REQUIRED WORK
Extract each line holding the word "this" from the entries.

[Rows from a dataset of pages and code]
************
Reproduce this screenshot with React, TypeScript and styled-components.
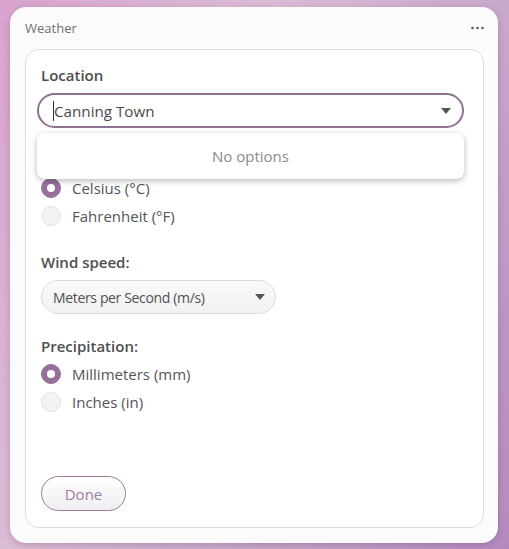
import * as React from "react";
import styled, { createGlobalStyle } from "styled-components";

const GlobalStyle = createGlobalStyle`
  html, body {
    margin: 0;
    padding: 0;
    height: 100%;
  }
  body {
    font-family: "Open Sans", "Noto Sans", sans-serif;
    background: linear-gradient(115deg, #d8a3ce 0%, #dbbcd6 35%, #c9a9cc 65%, #b38abf 100%);
  }
  #root {
    height: 100%;
  }
`;

const Page = styled.div`
  box-sizing: border-box;
  height: 549px;
  padding: 7px 11px 6px 10px;
  display: flex;
`;

const Card = styled.div`
  flex: 1;
  display: flex;
  flex-direction: column;
  background: #fbfbfb;
  border-radius: 16px;
  box-shadow: 0 2px 6px rgba(80, 40, 80, 0.25);
  padding: 0 14px 15px 15px;
`;

const CardHeader = styled.div`
  height: 42px;
  display: flex;
  align-items: center;
  justify-content: space-between;
`;

const CardTitle = styled.span`
  font-size: 13px;
  color: #707070;
  margin-top: -1px;
`;

const MoreButton = styled.span`
  display: flex;
  margin-right: 0;
  margin-top: -1px;
  color: #5a5a5a;
`;

const Panel = styled.div`
  flex: 1;
  position: relative;
  display: flex;
  flex-direction: column;
  gap: 22px;
  background: #fff;
  border: 1px solid #dedede;
  border-radius: 14px;
  padding: 15px 16px 16px 15px;
`;

const Section = styled.div`
  display: flex;
  flex-direction: column;
`;

const Label = styled.div<{ $gap?: number }>`
  font-size: 15px;
  font-weight: 600;
  line-height: 20px;
  color: #4e4e4e;
  margin-bottom: ${(p) => p.$gap ?? 4}px;
`;

const ComboBox = styled.div`
  position: relative;
  height: 35px;
  box-sizing: border-box;
  margin: 0 3px 0 -4px;
  border: 2px solid #8f7292;
  border-radius: 18px;
  display: flex;
  align-items: center;
  padding: 0 11px 0 14px;
  background: #fff;
`;

const ComboText = styled.span`
  flex: 1;
  font-size: 15.2px;
  color: #4a4a4a;
  border-left: 1px solid #333;
  line-height: 20px;
`;

const Caret = styled.span`
  width: 0;
  height: 0;
  border-left: 5px solid transparent;
  border-right: 5px solid transparent;
  border-top: 6px solid #555;
`;

const Popup = styled.div`
  position: absolute;
  left: -2px;
  right: -2px;
  top: 38px;
  height: 46px;
  z-index: 2;
  background: #fff;
  border-radius: 8px;
  box-shadow: 0 2px 6px rgba(0, 0, 0, 0.28);
  display: flex;
  align-items: center;
  justify-content: center;
  font-size: 15px;
  color: #8a8a8a;
`;

const RadioRow = styled.label`
  display: flex;
  align-items: center;
  height: 28px;
  gap: 11px;
  font-size: 15px;
  color: #555;
`;

const RadioDot = styled.span<{ $on?: boolean }>`
  box-sizing: border-box;
  width: 20px;
  height: 20px;
  border-radius: 50%;
  background: ${(p) => (p.$on ? "#96709a" : "#f3f3f3")};
  border: 1px solid ${(p) => (p.$on ? "#96709a" : "#e2e2e2")};
  display: flex;
  align-items: center;
  justify-content: center;
  &::after {
    content: "";
    display: ${(p) => (p.$on ? "block" : "none")};
    width: 8px;
    height: 8px;
    border-radius: 50%;
    background: #fff;
  }
`;

const Select = styled.div`
  box-sizing: border-box;
  width: 235px;
  height: 34px;
  border: 1px solid #dcdcdc;
  border-radius: 17px;
  background: linear-gradient(#fafafa, #f1f1f1);
  display: flex;
  align-items: center;
  justify-content: space-between;
  padding: 0 10px 0 11px;
  font-size: 14px;
  letter-spacing: -0.35px;
  color: #505050;
`;

const DoneButton = styled.button`
  margin-top: auto;
  align-self: flex-start;
  width: 85px;
  height: 35px;
  border: 1px solid #9c7c9f;
  border-radius: 18px;
  background: linear-gradient(#ffffff, #f1eef1);
  font-family: inherit;
  font-size: 15px;
  color: #9f7ca4;
  cursor: pointer;
`;

function Radio({ on, children }: { on?: boolean; children: React.ReactNode }) {
  return (
    <RadioRow>
      <RadioDot $on={on} />
      {children}
    </RadioRow>
  );
}

function MoreIcon() {
  return (
    <svg width="13" height="4" viewBox="0 0 13 4">
      <circle cx="1.5" cy="2" r="1.3" fill="currentColor" />
      <circle cx="6.5" cy="2" r="1.3" fill="currentColor" />
      <circle cx="11.5" cy="2" r="1.3" fill="currentColor" />
    </svg>
  );
}

export default function App() {
  return (
    <>
      <GlobalStyle />
      <Page>
        <Card>
          <CardHeader>
            <CardTitle>Weather</CardTitle>
            <MoreButton>
              <MoreIcon />
            </MoreButton>
          </CardHeader>
          <Panel>
            <Section>
              <Label $gap={8}>Location</Label>
              <ComboBox>
                <ComboText>Canning Town</ComboText>
                <Caret />
                <Popup>No options</Popup>
              </ComboBox>
            </Section>

            <Section>
              <Label>Temperature:</Label>
              <Radio on>Celsius (°C)</Radio>
              <Radio>Fahrenheit (°F)</Radio>
            </Section>

            <Section>
              <Label $gap={8}>Wind speed:</Label>
              <Select>
                <span>Meters per Second (m/s)</span>
                <Caret />
              </Select>
            </Section>

            <Section>
              <Label>Precipitation:</Label>
              <Radio on>Millimeters (mm)</Radio>
              <Radio>Inches (in)</Radio>
            </Section>

            <DoneButton>Done</DoneButton>
          </Panel>
        </Card>
      </Page>
    </>
  );
}
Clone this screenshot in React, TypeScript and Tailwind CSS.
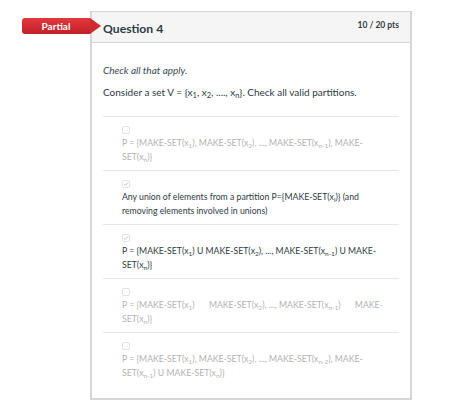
const dark = "text-[#2d3b45]";
const faint = "text-[#b3b3b3]";

function Box({ checked }: { checked?: boolean }) {
  return (
    <div className="flex h-[8px] w-[8px] items-center justify-center rounded-[2px] border border-[#e3e3e3]">
      {checked && (
        <svg viewBox="0 0 8 8" className="h-[6px] w-[6px]">
          <path d="M1.5 4.2 L3.2 5.8 L6.5 2" fill="none" stroke="#b0b0b0" strokeWidth="1" />
        </svg>
      )}
    </div>
  );
}

function Sub({ children, small }: { children: React.ReactNode; small?: boolean }) {
  return <sub className={small ? "text-[6.5px]" : "text-[7.5px]"}>{children}</sub>;
}

function Option({
  checked,
  active,
  last,
  children,
}: {
  checked?: boolean;
  active?: boolean;
  last?: boolean;
  children: React.ReactNode;
}) {
  return (
    <div className={`pl-[19px] pr-[10px] pt-[9px] ${last ? "" : "border-b border-[#e8e8e8] pb-[6px]"}`}>
      <Box checked={checked} />
      <div className={`mt-[2px] text-[8.7px] leading-[14px] ${active ? dark : faint}`}>{children}</div>
    </div>
  );
}

export default function App() {
  return (
    <div className="min-h-[406px] bg-white pl-[90px] pt-[11px]" style={{ fontFamily: "Lato, 'Open Sans', sans-serif" }}>
      <div className="relative w-[322px] border-x-2 border-b-2 border-t border-[#d6d6d6] bg-white">
        {/* badge */}
        <div className="absolute left-[-70px] top-[6px] flex h-[16px] items-center">
          <div className="flex h-[16px] w-[68px] items-center justify-center rounded-l-[3px] bg-gradient-to-b from-[#e4373d] to-[#bf2026] text-[10px] font-bold text-white">
            Partial
          </div>
          <div className="h-0 w-0 border-y-[8px] border-l-[11px] border-y-transparent border-l-[#cf2a30]" />
        </div>

        <div className="flex h-[31px] items-start justify-between border-b border-[#d6d6d6] bg-[#f5f5f5] pl-[11px] pr-[11px]">
          <div className={`pt-[8px] text-[12.2px] font-bold leading-[18px] ${dark}`}>Question 4</div>
          <div className={`pt-[7px] text-[8.5px] font-bold leading-[12px] ${dark}`}>10 / 20 pts</div>
        </div>

        <div className="px-[11px] pb-[18px] pt-[19px]">
          <div className="text-[10px] italic leading-[16px] text-[#3d4a54]">Check all that apply.</div>
          <div className={`mt-[6px] text-[10px] leading-[16px] ${dark}`}>
            Consider a set V = {"{"}x<Sub>1</Sub>, x<Sub>2</Sub>, ...., x<Sub>n</Sub>{"}"}. Check all valid partitions.
          </div>
          <div className="mt-[16px] border-b border-[#e8e8e8]" />

          <Option>
            P = {"{"}MAKE-SET(x<Sub small>1</Sub>), MAKE-SET(x<Sub small>2</Sub>), ..., MAKE-SET(x<Sub small>n-1</Sub>), MAKE-SET(x
            <Sub small>n</Sub>){"}"}
          </Option>
          <Option checked active>
            Any union of elements from a partition P={"{"}MAKE-SET(x<Sub small>i</Sub>){"}"} (and removing elements involved in
            unions)
          </Option>
          <Option checked active>
            P = {"{"}MAKE-SET(x<Sub small>1</Sub>) U MAKE-SET(x<Sub small>2</Sub>), ..., MAKE-SET(x<Sub small>n-1</Sub>) U
            MAKE-SET(x<Sub small>n</Sub>){"}"}
          </Option>
          <Option>
            P = {"{"}MAKE-SET(x<Sub small>1</Sub>)<span className="inline-block w-[12px]" /> MAKE-SET(x<Sub small>2</Sub>), ...,
            MAKE-SET(x<Sub small>n-1</Sub>)<span className="inline-block w-[12px]" /> MAKE-SET(x<Sub small>n</Sub>){"}"}
          </Option>
          <Option last>
            P = {"{"}MAKE-SET(x<Sub small>1</Sub>), MAKE-SET(x<Sub small>2</Sub>), ..., MAKE-SET(x<Sub small>n-2</Sub>), MAKE-SET(x
            <Sub small>n-1</Sub>) U MAKE-SET(x<Sub small>n</Sub>){"}"}
          </Option>
        </div>
      </div>
    </div>
  );
}
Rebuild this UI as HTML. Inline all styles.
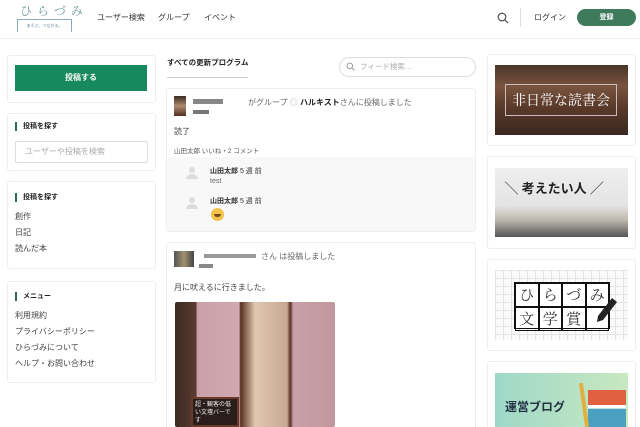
<!DOCTYPE html>
<html><head><meta charset="utf-8"><style>
*{box-sizing:border-box;margin:0;padding:0}
html,body{width:640px;height:427px;overflow:hidden}
body{background:#fff;font-family:"Liberation Sans","Noto Sans CJK JP",sans-serif;color:#333;position:relative;font-size:8px}
.a{position:absolute}
.card{position:absolute;background:#fff;border:1px solid #eee;border-radius:3px}
.h{font-size:7px;font-weight:bold;border-left:2px solid #2f6b52;padding-left:6px;line-height:9px;color:#222}
.lk{font-size:8px;color:#444;line-height:16px}
.g span{border:.5px solid #111;font-size:15px;text-align:center;line-height:22px;font-family:'Noto Serif CJK SC',serif}
</style></head><body>
<div class="a" style="left:0;top:38px;width:640px;height:1px;background:#eee"></div>
<div class="a" style="left:20px;top:2px;font-size:12px;color:#6a9a9a;letter-spacing:5px;font-family:'Noto Serif CJK SC',serif">ひらづみ</div>
<div class="a" style="left:17px;top:19px;width:55px;height:13px;border:1px solid #8ab;border-bottom:none;font-size:4px;color:#6a8a9a;text-align:center;line-height:12px">あそぶ、つながる。</div>
<div class="a" style="left:97px;top:12px;font-size:8px;color:#333">ユーザー検索</div>
<div class="a" style="left:158px;top:12px;font-size:8px;color:#333">グループ</div>
<div class="a" style="left:204px;top:12px;font-size:8px;color:#333">イベント</div>
<svg class="a" style="left:497px;top:12px" width="12" height="12" viewBox="0 0 12 12"><circle cx="5" cy="5" r="3.8" fill="none" stroke="#444" stroke-width="1.1"/><path d="M8 8l3 3" stroke="#444" stroke-width="1.2"/></svg>
<div class="a" style="left:520px;top:8px;width:1px;height:19px;background:#ddd"></div>
<div class="a" style="left:534px;top:12px;font-size:8px;color:#333">ログイン</div>
<div class="a" style="left:577px;top:9px;width:59px;height:17px;border-radius:9px;background:#3f7a5c;color:#fff;font-size:7px;font-weight:bold;text-align:center;line-height:17px">登録</div>
<div class="card" style="left:7px;top:55px;width:149px;height:48px"></div>
<div class="a" style="left:15px;top:65px;width:132px;height:26px;background:#168a5e;color:#fff;font-size:8px;font-weight:bold;text-align:center;line-height:26px">投稿する</div>
<div class="card" style="left:7px;top:113px;width:149px;height:58px"></div>
<div class="a h" style="left:15px;top:122px">投稿を探す</div>
<div class="a" style="left:15px;top:141px;width:133px;height:22px;border:1px solid #ddd;border-radius:2px;font-size:8px;color:#aaa;padding-left:9px;line-height:20px">ユーザーや投稿を検索</div>
<div class="card" style="left:7px;top:181px;width:149px;height:88px"></div>
<div class="a h" style="left:15px;top:193px">投稿を探す</div>
<div class="a lk" style="left:15px;top:209px">創作<br>日記<br>読んだ本</div>
<div class="card" style="left:7px;top:281px;width:149px;height:102px"></div>
<div class="a h" style="left:15px;top:292px">メニュー</div>
<div class="a lk" style="left:15px;top:308px">利用規約<br>プライバシーポリシー<br>ひらづみについて<br>ヘルプ・お問い合わせ</div>
<div class="a" style="left:167px;top:57px;font-size:7.5px;font-weight:bold;color:#222">すべての更新プログラム</div>
<div class="a" style="left:167px;top:77px;width:81px;height:1px;background:#ccc"></div>
<div class="a" style="left:339px;top:57px;width:137px;height:20px;border:1px solid #ddd;border-radius:10px;font-size:7.5px;color:#aaa;padding-left:20px;line-height:18px">フィード検索…</div>
<svg class="a" style="left:346px;top:62px" width="9" height="9" viewBox="0 0 9 9"><circle cx="3.8" cy="3.8" r="2.8" fill="none" stroke="#999"/><path d="M6 6l2.5 2.5" stroke="#999"/></svg>
<div class="card" style="left:166px;top:88px;width:310px;height:144px"></div>
<div class="a" style="left:174px;top:96px;width:12px;height:20px;background:linear-gradient(#3a2a20,#b08a70 50%,#503020)"></div>
<div class="a" style="left:193px;top:99px;width:30px;height:5px;background:#888"></div>
<div class="a" style="left:193px;top:110px;width:16px;height:4px;background:#777"></div>
<div class="a" style="left:248px;top:97px;font-size:8px;color:#666">がグループ <span style="color:#bbb">◎</span> <b style="color:#222">ハルキスト</b>さんに投稿しました</div>
<div class="a" style="left:174px;top:126px;font-size:8px;color:#444">読了</div>
<div class="a" style="left:174px;top:145px;font-size:6.5px;color:#555">山田太郎 いいね・2 コメント</div>
<div class="a" style="left:167px;top:157px;width:308px;height:74px;background:#f8f8f9"></div>
<svg class="a" style="left:186px;top:166px" width="12" height="14" viewBox="0 0 12 14"><circle cx="6" cy="4" r="3" fill="#ddd"/><path d="M0 13a6 5 0 0 1 12 0z" fill="#ddd"/></svg>
<div class="a" style="left:210px;top:166px;font-size:7px;color:#333"><b>山田太郎</b> 5 週 前</div>
<div class="a" style="left:210px;top:178px;font-size:7px;color:#666">test</div>
<svg class="a" style="left:186px;top:196px" width="12" height="14" viewBox="0 0 12 14"><circle cx="6" cy="4" r="3" fill="#ddd"/><path d="M0 13a6 5 0 0 1 12 0z" fill="#ddd"/></svg>
<div class="a" style="left:210px;top:196px;font-size:7px;color:#333"><b>山田太郎</b> 5 週 前</div>
<div class="a" style="left:211px;top:208px;width:13px;height:13px;border-radius:50%;background:#f2c24a"></div>
<div class="a" style="left:214px;top:214px;width:7px;height:3px;border-radius:0 0 4px 4px;background:#7a4a20"></div>
<div class="card" style="left:166px;top:242px;width:310px;height:200px"></div>
<div class="a" style="left:174px;top:251px;width:20px;height:16px;background:linear-gradient(90deg,#555,#a09070,#444)"></div>
<div class="a" style="left:204px;top:254px;width:52px;height:4px;background:#999"></div>
<div class="a" style="left:199px;top:264px;width:14px;height:4px;background:#888"></div>
<div class="a" style="left:261px;top:251px;font-size:8px;color:#666">さん は投稿しました</div>
<div class="a" style="left:174px;top:282px;font-size:8px;color:#444">月に吠えるに行きました。</div>
<div class="a" style="left:175px;top:302px;width:160px;height:125px;background:linear-gradient(90deg,#3a2a22 0,#5a3a30 13%,#c9a0a8 14%,#d0aab0 40%,#5a3020 41%,#e0c8b0 50%,#c8a890 70%,#5a3020 72%,#c9a0a8 74%,#c0989c 100%);border-radius:2px"></div>
<div class="a" style="left:191px;top:397px;width:48px;height:30px;background:#2a1e1a;border:2px solid #6a3a28;color:#eee;font-size:6px;line-height:8px;padding:2px;overflow:hidden">超・観客の低い文壇バーです</div>
<div class="card" style="left:487px;top:54px;width:149px;height:92px"></div>
<div class="a" style="left:495px;top:65px;width:133px;height:70px;background:linear-gradient(#4a3428,#7a5440 30%,#5a3a2a 60%,#3a2820);"></div>
<div class="a" style="left:505px;top:84px;width:112px;height:32px;border:1px solid #cbb;color:#fff;font-size:14px;text-align:center;line-height:30px;white-space:nowrap;font-family:'Noto Serif CJK SC',serif">非日常な読書会</div>
<div class="card" style="left:487px;top:156px;width:149px;height:93px"></div>
<div class="a" style="left:495px;top:168px;width:133px;height:69px;background:linear-gradient(#eee,#e4e4e4 55%,#bfb8ae 75%,#555 100%)"></div>
<div class="a" style="left:505px;top:178px;font-size:13px;font-weight:bold;color:#222;white-space:nowrap">╲ 考えたい人 ╱</div>
<div class="card" style="left:487px;top:259px;width:149px;height:92px"></div>
<div class="a" style="left:495px;top:270px;width:133px;height:70px;background:#fafafa;background-image:linear-gradient(#e4e4e4 1px,transparent 1px),linear-gradient(90deg,#e4e4e4 1px,transparent 1px);background-size:8px 8px"></div>
<div class="a g" style="left:514px;top:282px;width:96px;height:47px;display:grid;grid-template-columns:repeat(4,1fr);grid-template-rows:1fr 1fr;border:1.5px solid #111;background:#fff"><span>ひ</span><span>ら</span><span>づ</span><span>み</span><span>文</span><span>学</span><span>賞</span><span></span></div>
<svg class="a" style="left:594px;top:296px" width="24" height="28" viewBox="0 0 24 28"><path d="M18 2l5 4-14 18-6 2 1-6z" fill="#222"/></svg>
<div class="card" style="left:487px;top:361px;width:149px;height:80px"></div>
<div class="a" style="left:495px;top:373px;width:133px;height:60px;background:linear-gradient(90deg,#9fd8c8,#c8e8c0)"></div>
<div class="a" style="left:505px;top:398px;font-size:12px;font-weight:bold;color:#234">運営ブログ</div>
<div class="a" style="left:588px;top:390px;width:38px;height:37px;background:linear-gradient(#e06040 0,#e06040 40%,#fff 41%,#fff 50%,#4aa0c0 51%)"></div>
<div class="a" style="left:582px;top:383px;width:4px;height:44px;background:#e0b040;transform:rotate(-8deg)"></div>
</body></html>
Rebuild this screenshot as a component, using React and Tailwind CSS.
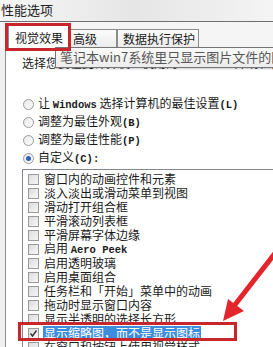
************
RESPONSE
Reproduce this screenshot with React, TypeScript and styled-components.
Clone this screenshot in React, TypeScript and Tailwind CSS.
Rebuild this UI as HTML. Inline all styles.
Rebuild this screenshot as a component, using React and Tailwind CSS.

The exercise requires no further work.